Reporting on start-up of the POET-DSM plant, which has a capacity of 25 million gal/year, the Energy Information Administration didn't mention the INEOS or KiOR plants. Instead, it pointed to two cellulosic-ethanol facilities that might begin operations this year. One is a 25-million-gal/year plant under construction by Abengoa at Hugoton, Kan. The other, a 30-million-gal/year plant by Dupont, is in Nevada, Iowa. In a sense, therefore, the POET-DSM plant is a first-in this round of projects.

Until last year, the EPA deliberately set challenging targets to push the development of ways to make biofuel from the inedible parts of plants. Those methods won't be pushed. Tax credits as high as $1.01/gal for cellulosic ethanol, federal loan guarantees, and other such help haven't advanced the US to anywhere near the dream of fueling cars and trucks with corn cobs and wood shavings.

In fact, they haven't advanced the country to anywhere near the targets set by Congress in 2007. The statutory target for cellulosic biofuel this year is 1.75 billion gal of ethanol equivalent. Through July, output totaled 76,910 gal. If all three Midwest projects mentioned by EIA were to start promptly and operate at capacity all next year-which, given the record, seems laughably optimistic-total output would be less than 3% of what Congress envisioned for 2015. Decomposing cellulose for fuel manufacture is not as easy as making ethanol from corn starch. It requires more than an act of Congress, implemented by a whip-cracking agency consistently late with annual RFS numbers.

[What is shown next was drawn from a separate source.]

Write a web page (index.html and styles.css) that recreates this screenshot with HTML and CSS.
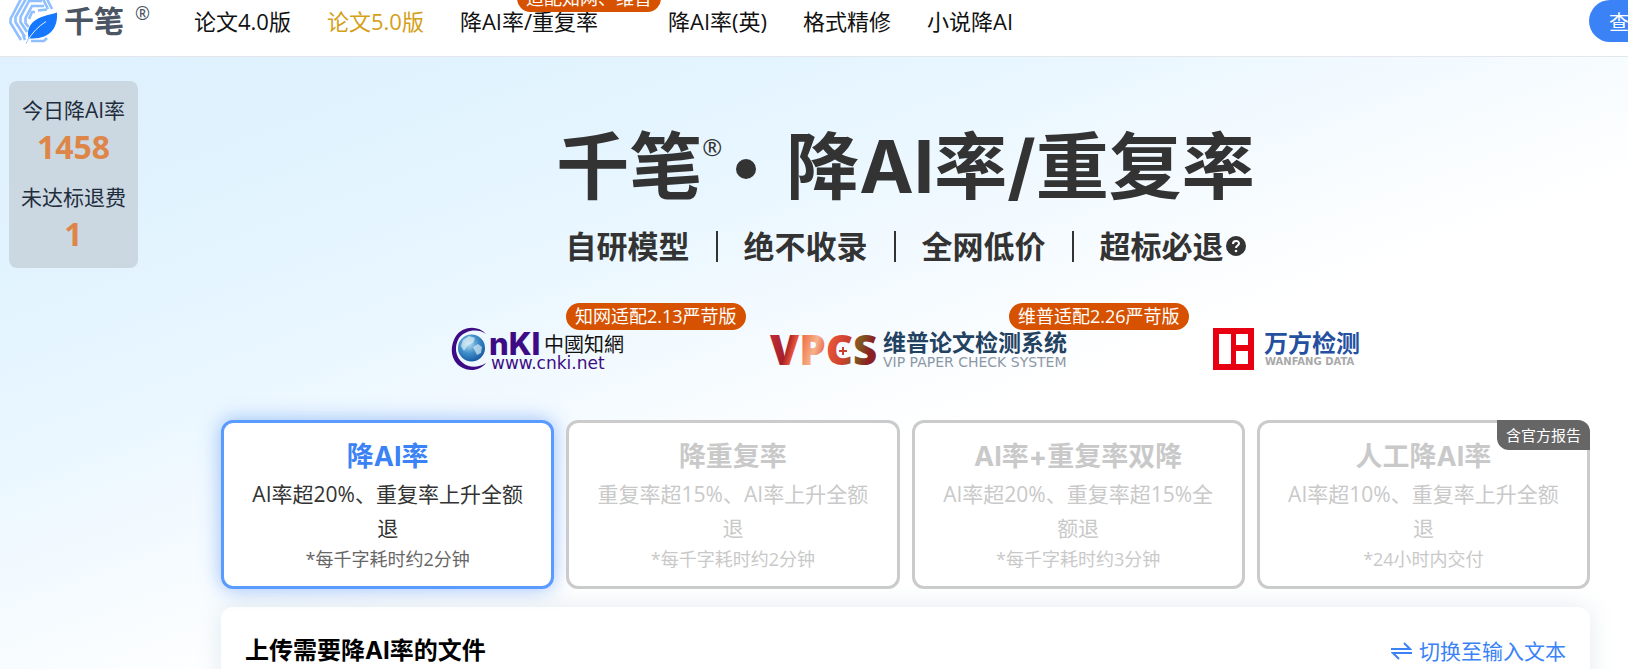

The cellulosic-biofuel program is expensive folly. It makes refiners and importers buy credits to compensate for failing to sell required amounts of a substance that doesn't exist in those quantities. The requirement is unjust. And it's part of a broader program that mandates sales of more ethanol made from grain than the gasoline market can use. There, too, regulated enterprises must pay for failing to do the impossible.

Inflated ambition

The RFS program is collapsing under the weight of the inflated ambition of starry-eyed politicians. Some of that ambition is volumetrically excessive. Some of it is proving to be technically and operationally impracticable. Of course, the industry profiting from this fiasco cheers every plant start as proof that the age of cellulosic biofuel finally draws nigh. Everyone else should consider how many 30-million-gal/year plants the US needs to materially affect a 222-billion-gal/year liquid-fuels market and wonder how many false starts must happen before political ambition yields to physical realty.

The problem should end where it began: in Congress. Killing the RFS program would force both political parties to admit mistakes. This would represent bipartisan humility, chances for which, of course, approximate those for meaningful supplies of cellulosic biofuel.